First, Instead of using ‘+’, you can use ‘concat’ to concatenate string
columns. And you should enclose “0” with "lit()" to make it a column.
Second, 1440 become null because you didn’t tell spark what to do if the
when clause is failed. So it simply set the value to null.

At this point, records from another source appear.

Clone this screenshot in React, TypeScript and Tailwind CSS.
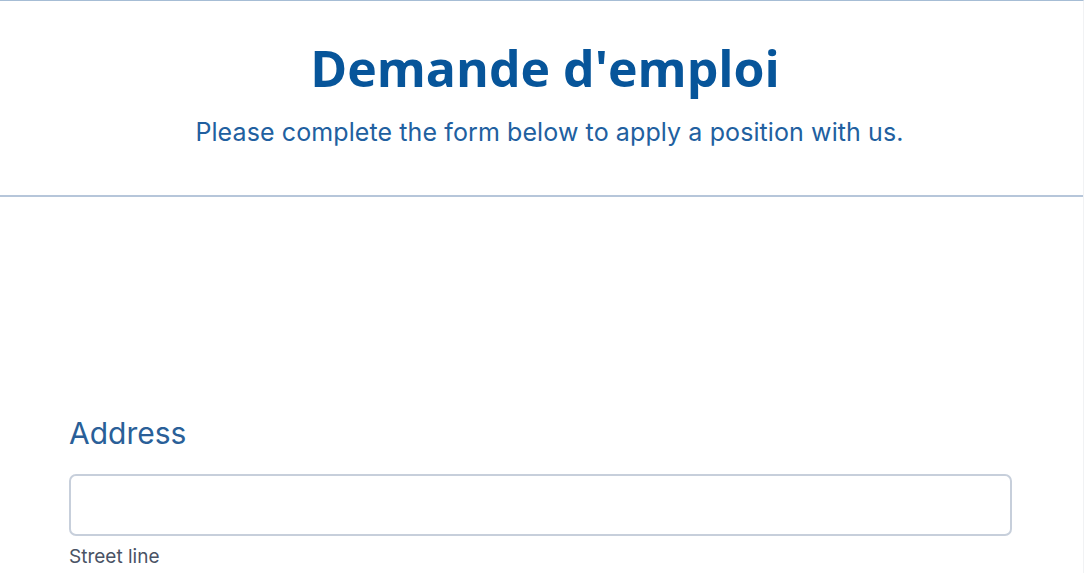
export default function App() {
  return (
    <div className="min-h-[573px] w-full border-r border-t border-r-[#f1f2f4] border-t-[#a6bdd5] bg-white font-['Inter',sans-serif]">
      <header className="flex flex-col items-center border-b-2 border-[#b6c6da] pb-[48px] pl-[7px] pt-[33px]">
        <h1 className="font-['Open_Sans',sans-serif] text-[50px] font-bold leading-[68px] text-[#07559a]">
          Demande d'emploi
        </h1>
        <p className="ml-[9px] mt-[15px] text-[25px] leading-[30px] tracking-[0.1px] text-[#2160a0]">
          Please complete the form below to apply a position with us.
        </p>
      </header>

      <section className="pl-[69px] pt-[218px]">
        <label htmlFor="street" className="block text-[30px] leading-[36px] text-[#2a5f98]">
          Address
        </label>
        <div className="mt-[23px] w-[943px]">
          <input
            id="street"
            type="text"
            className="block h-[62px] w-full rounded-[7px] border-2 border-[#c7cfdb] bg-white px-3 outline-none"
          />
          <p className="mt-[9px] text-[19px] leading-[24px] text-[#4a5365]">Street line</p>
        </div>
      </section>
    </div>
  );
}
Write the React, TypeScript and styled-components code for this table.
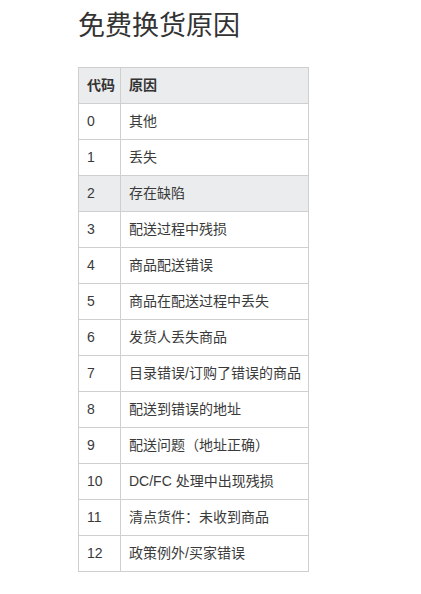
import styled, { createGlobalStyle } from 'styled-components';

const GlobalStyle = createGlobalStyle`
	body {
		margin: 0;
		background: #fff;
		font-family: "Liberation Sans", "Noto Sans CJK SC", sans-serif;
		color: #333;
	}
`;

const Page = styled.div`
	padding: 9px 78px 0;
`;

const Title = styled.h1`
	margin: 0 0 24px;
	font-size: 27px;
	line-height: 34px;
	font-weight: 400;
	color: #333;
`;

const Table = styled.table`
	border-collapse: collapse;
	font-size: 14px;
	line-height: 19px;
`;

const Cell = styled.td<{ $first?: boolean }>`
	border: 1px solid #cfcfcf;
	padding: ${(p) => (p.$first ? '8px 5px 8px 8px' : '8px 7px 8px 8px')};
	width: ${(p) => (p.$first ? '24px' : '170px')};
	vertical-align: middle;
	white-space: nowrap;
	color: #3a3a3a;
`;

const HeadCell = styled(Cell).attrs({ as: 'th' })`
	font-weight: 700;
	text-align: left;
	color: #333;
`;

const Row = styled.tr<{ $shaded?: boolean }>`
	background: ${(p) => (p.$shaded ? '#eaecee' : '#fff')};
`;

const reasons: [string, string][] = [
	['0', '其他'],
	['1', '丢失'],
	['2', '存在缺陷'],
	['3', '配送过程中残损'],
	['4', '商品配送错误'],
	['5', '商品在配送过程中丢失'],
	['6', '发货人丢失商品'],
	['7', '目录错误/订购了错误的商品'],
	['8', '配送到错误的地址'],
	['9', '配送问题（地址正确）'],
	['10', 'DC/FC 处理中出现残损'],
	['11', '清点货件：未收到商品'],
	['12', '政策例外/买家错误'],
];

export default function App() {
	return (
		<Page>
			<GlobalStyle />
			<Title>免费换货原因</Title>
			<Table>
				<thead>
					<Row $shaded>
						<HeadCell $first>代码</HeadCell>
						<HeadCell>原因</HeadCell>
					</Row>
				</thead>
				<tbody>
					{reasons.map(([code, text]) => (
						<Row key={code} $shaded={code === '2'}>
							<Cell $first>{code}</Cell>
							<Cell>{text}</Cell>
						</Row>
					))}
				</tbody>
			</Table>
		</Page>
	);
}
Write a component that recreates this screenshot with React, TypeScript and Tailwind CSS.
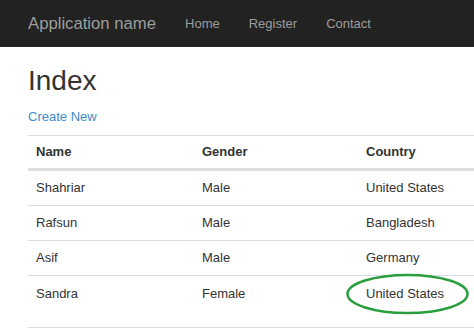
import React from "react";

const rows = [
  ["Shahriar", "Male", "United States"],
  ["Rafsun", "Male", "Bangladesh"],
  ["Asif", "Male", "Germany"],
  ["Sandra", "Female", "United States"],
];

export default function App() {
  return (
    <div
      className="relative w-[474px] h-[334px] overflow-hidden bg-white text-[#333]"
      style={{ fontFamily: '"Liberation Sans", Arial, sans-serif' }}
    >
      <nav className="h-[47px] bg-[#222] flex items-center pl-[28px] gap-[29px] text-[#9d9d9d]">
        <span className="text-[16.7px]">Application name</span>
        <span className="text-[13px]">Home</span>
        <span className="text-[13px]">Register</span>
        <span className="text-[13px]">Contact</span>
      </nav>
      <div className="pl-[28px]">
        <h2 className="text-[28px] leading-[30px] mt-[19px] mb-[0px]">Index</h2>
        <div className="mt-[12px] h-[21px] text-[13px] leading-[18px] text-[#428bca]">Create New</div>
        <div className="mt-[6px] text-[13px] leading-[18px]">
          <div className="flex h-[35px] items-center border-t border-[#ddd] border-b-2 font-bold">
            <div className="w-[166px] pl-[8px]">Name</div>
            <div className="w-[164px] pl-[8px]">Gender</div>
            <div className="flex-1 pl-[8px]">Country</div>
          </div>
          {rows.map((r, i) => {
            const last = i === rows.length - 1;
            return (
              <div
                key={i}
                className={
                  last
                    ? "flex h-[53px] items-start pt-[9px] border-t border-b border-[#ddd]"
                    : "flex h-[35px] items-center border-t border-[#ddd]"
                }
              >
                <div className="w-[166px] pl-[8px]">{r[0]}</div>
                <div className="w-[164px] pl-[8px]">{r[1]}</div>
                <div className="flex-1 pl-[8px]">{r[2]}</div>
              </div>
            );
          })}
        </div>
      </div>
      <svg
        className="absolute left-[344px] top-[273px]"
        width="128"
        height="44"
        viewBox="0 0 128 44"
      >
        <ellipse cx="63.5" cy="21" rx="60" ry="19" fill="none" stroke="#2a9d3c" strokeWidth="2.5" />
      </svg>
    </div>
  );
}
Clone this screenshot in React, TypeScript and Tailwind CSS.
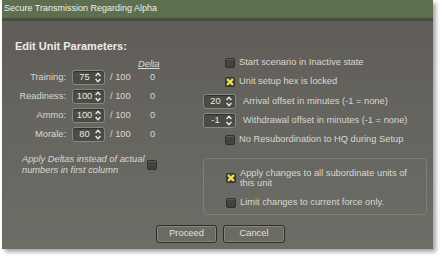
const font = { fontFamily: '"Liberation Sans", Arial, sans-serif' }

function Arrows() {
  return (
    <svg width="6" height="11" viewBox="0 0 6 11" className="shrink-0">
      <path d="M0.6 4 L3 1.4 L5.4 4" fill="none" stroke="#ecece4" strokeWidth="1.4" />
      <path d="M0.6 7 L3 9.6 L5.4 7" fill="none" stroke="#ecece4" strokeWidth="1.4" />
    </svg>
  )
}

function Spin({ value }: { value: string }) {
  return (
    <div className="flex h-[15px] w-[33px] shrink-0 items-center rounded-[3px] border border-[#878980] bg-[#4a4d46] pr-[3px] text-[#e6e6de] shadow-[inset_0_1px_1px_rgba(0,0,0,0.4)]">
      <span className="flex-1 pl-[1px] text-center leading-none">{value}</span>
      <Arrows />
    </div>
  )
}

function Check({ checked = false }: { checked?: boolean }) {
  return (
    <div className="flex h-[10px] w-[10px] shrink-0 items-center justify-center rounded-[2px] border border-[#2f312d] bg-[#40443d] shadow-[inset_0_1px_0_rgba(255,255,255,0.15)]">
      {checked && (
        <svg width="8" height="8" viewBox="0 0 8 8">
          <path d="M1.7 1.7 L6.3 6.3 M6.3 1.7 L1.7 6.3" stroke="#efe04e" strokeWidth="2.3" strokeLinecap="round" />
        </svg>
      )}
    </div>
  )
}

function Row({ label, value }: { label: string; value: string }) {
  return (
    <div className="flex h-[15px] items-center">
      <span className="w-[57px] pr-[6px] text-right">{label}</span>
      <Spin value={value} />
      <span className="ml-[5px] w-[40px]">/ 100</span>
      <span>0</span>
    </div>
  )
}

export default function App() {
  return (
    <div className="h-[259px] w-[443px] bg-white" style={font}>
      <div className="ml-[2px] flex h-[249px] w-[431px] flex-col shadow-[3px_3px_4px_rgba(0,0,0,0.35)]">
        <div className="flex h-[18px] items-center bg-[#5e6f4f] pl-[2px] text-[9px] text-[#eef0ea]">
          Secure Transmission Regarding Alpha
        </div>
        <div className="h-[3px] bg-[#4a4a46]" />
        <div className="flex flex-1 flex-col bg-gradient-to-b from-[#615d59] to-[#6b6e66] text-[9.3px] text-[#d8d8d0]">
          <div className="flex">
            <div className="flex w-[200px] flex-col pl-[13px]">
              <div className="mt-[19px] text-[11px] font-bold leading-[13px] text-[#ececE4]">Edit Unit Parameters:</div>
              <div className="mt-[6px] h-[10px] pl-[123px] italic leading-[10px] underline">Delta</div>
              <div className="mt-[1px] flex flex-col gap-[4px]">
                <Row label="Training:" value="75" />
                <Row label="Readiness:" value="100" />
                <Row label="Ammo:" value="100" />
                <Row label="Morale:" value="80" />
              </div>
              <div className="mt-[12px] flex items-center">
                <div className="w-[132px] pl-[7px] italic leading-[11px]">
                  Apply Deltas instead of actual
                  <br />
                  numbers in first column
                </div>
                <Check />
              </div>
            </div>
            <div className="flex flex-1 flex-col">
              <div className="mt-[36px] flex h-[12px] items-center gap-[4px] pl-[23px]">
                <Check />
                <span>Start scenario in Inactive state</span>
              </div>
              <div className="mt-[7px] flex h-[12px] items-center gap-[4px] pl-[23px]">
                <Check checked />
                <span>Unit setup hex is locked</span>
              </div>
              <div className="mt-[6px] flex items-center gap-[7px] pl-[1px]">
                <Spin value="20" />
                <span>Arrival offset in minutes (-1 = none)</span>
              </div>
              <div className="mt-[4px] flex items-center gap-[7px] pl-[1px]">
                <Spin value="-1" />
                <span>Withdrawal offset in minutes (-1 = none)</span>
              </div>
              <div className="mt-[6px] flex h-[12px] items-center gap-[4px] pl-[23px]">
                <Check />
                <span>No Resubordination to HQ during Setup</span>
              </div>
              <div className="ml-[1px] mt-[12px] flex h-[57px] w-[224px] flex-col rounded-[4px] border border-[#7d7f77] pl-[22px] pt-[9px]">
                <div className="flex items-center gap-[4px]">
                  <Check checked />
                  <span className="leading-[10px]">
                    Apply changes to all subordinate units of
                    <br />
                    this unit
                  </span>
                </div>
                <div className="mt-[9px] flex h-[12px] items-center gap-[4px]">
                  <Check />
                  <span>Limit changes to current force only.</span>
                </div>
              </div>
            </div>
          </div>
          <div className="mt-[10px] flex justify-center gap-[6px] pl-[6px]">
            <div className="flex h-[18px] w-[61px] items-center justify-center rounded-[3px] border border-[#2c2d29] bg-[#6a6c64] text-[#e0e0d8] shadow-[inset_0_0_0_1px_rgba(255,255,255,0.18)]">
              Proceed
            </div>
            <div className="flex h-[18px] w-[62px] items-center justify-center rounded-[3px] border border-[#2c2d29] bg-[#6a6c64] text-[#e0e0d8] shadow-[inset_0_0_0_1px_rgba(255,255,255,0.18)]">
              Cancel
            </div>
          </div>
        </div>
      </div>
    </div>
  )
}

To fix this, you
should add “.otherwise()” right behind “when()”.

The code looks like this:

ctoff_df.withColumn("CTOFF_NEW",
  when(
    length(col("CTOFF")) ==3,
    concat(lit("0"), col("CTOFF"))
  ).otherwise(
    col("CTOFF")
  ))

Best,

JiaXiang
​

On Wed, Oct 18, 2017 at 2:17 PM, Debabrata Ghosh <ma...@gmail.com>
wrote:

> Hi,
>              I am having a dataframe column (name of the column is CTOFF)
> and I intend to prefix with '0' in case the length of the column is 3.
> Unfortunately, I am unable to acheive my goal and wonder whether you can
> help me here.
>
> Command which I am executing:
>
> ctoff_dedup_prep_temp = ctoff_df.withColumn('CTOFF_NEW',when(length(col('CTOFF'))
> == 3,'0'+col('CTOFF')))
> ctoff_dedup_prep_temp.show()
>
> +------------+----------+----------+--------------------+---
> ------+-----+---------+
> |EVNT_SRVC_AR|EVNT_FCLTY|EVNT_TP_CD|        NTWRK_PRD_CD|
> DY_OF_WK|CTOFF|CTOFF_NEW|
> +------------+----------+----------+--------------------+---
> ------+-----+---------+
> |         HKG|       HKC|        AR|2,3,7,8,C,D,J,P,Q...|1,2,3,4,5|
> 1440|     null|
> |         HKG|       HKC|        AR|             C,Q,T,Y|1,2,3,4,5|
> 730|    730.0|
> |         HKG|       HKC|        AR|         E,K,C,Q,T,Y|1,2,3,4,5|
> 600|    600.0|
> |         HKG|       HKC|        AR|         E,K,C,Q,T,Y|1,2,3,4,5|
> 900|    900.0|
> +------------+----------+----------+--------------------+---
> ------+-----+---------+
>
> The result which I want is:
> +------------+----------+----------+--------------------+---
> ------+-----+---------+
> |EVNT_SRVC_AR|EVNT_FCLTY|EVNT_TP_CD|        NTWRK_PRD_CD|
> DY_OF_WK|CTOFF|CTOFF_NEW|
> +------------+----------+----------+--------------------+---
> ------+-----+---------+
> |         HKG|       HKC|        AR|2,3,7,8,C,D,J,P,Q...|1,2,3,4,5|
> 1440|    1440|
> |         HKG|       HKC|        AR|             C,Q,T,Y|1,2,3,4,5|
> 730|    0730|
> |         HKG|       HKC|        AR|         E,K,C,Q,T,Y|1,2,3,4,5|
> 600|    0600|
> |         HKG|       HKC|        AR|         E,K,C,Q,T,Y|1,2,3,4,5|
> 900|    0900|
> +------------+----------+----------+--------------------+---
> ------+-----+---------+
>
> So I want the '0' to be prefixed but it's getting suffixed as '.0'. Any
> clue around why is this happening
>
> Thanks,
>
> Debu
>



-- 
Gao JiaXiang
Data Analyst, GCBI <http://www.gcbi.com.cn>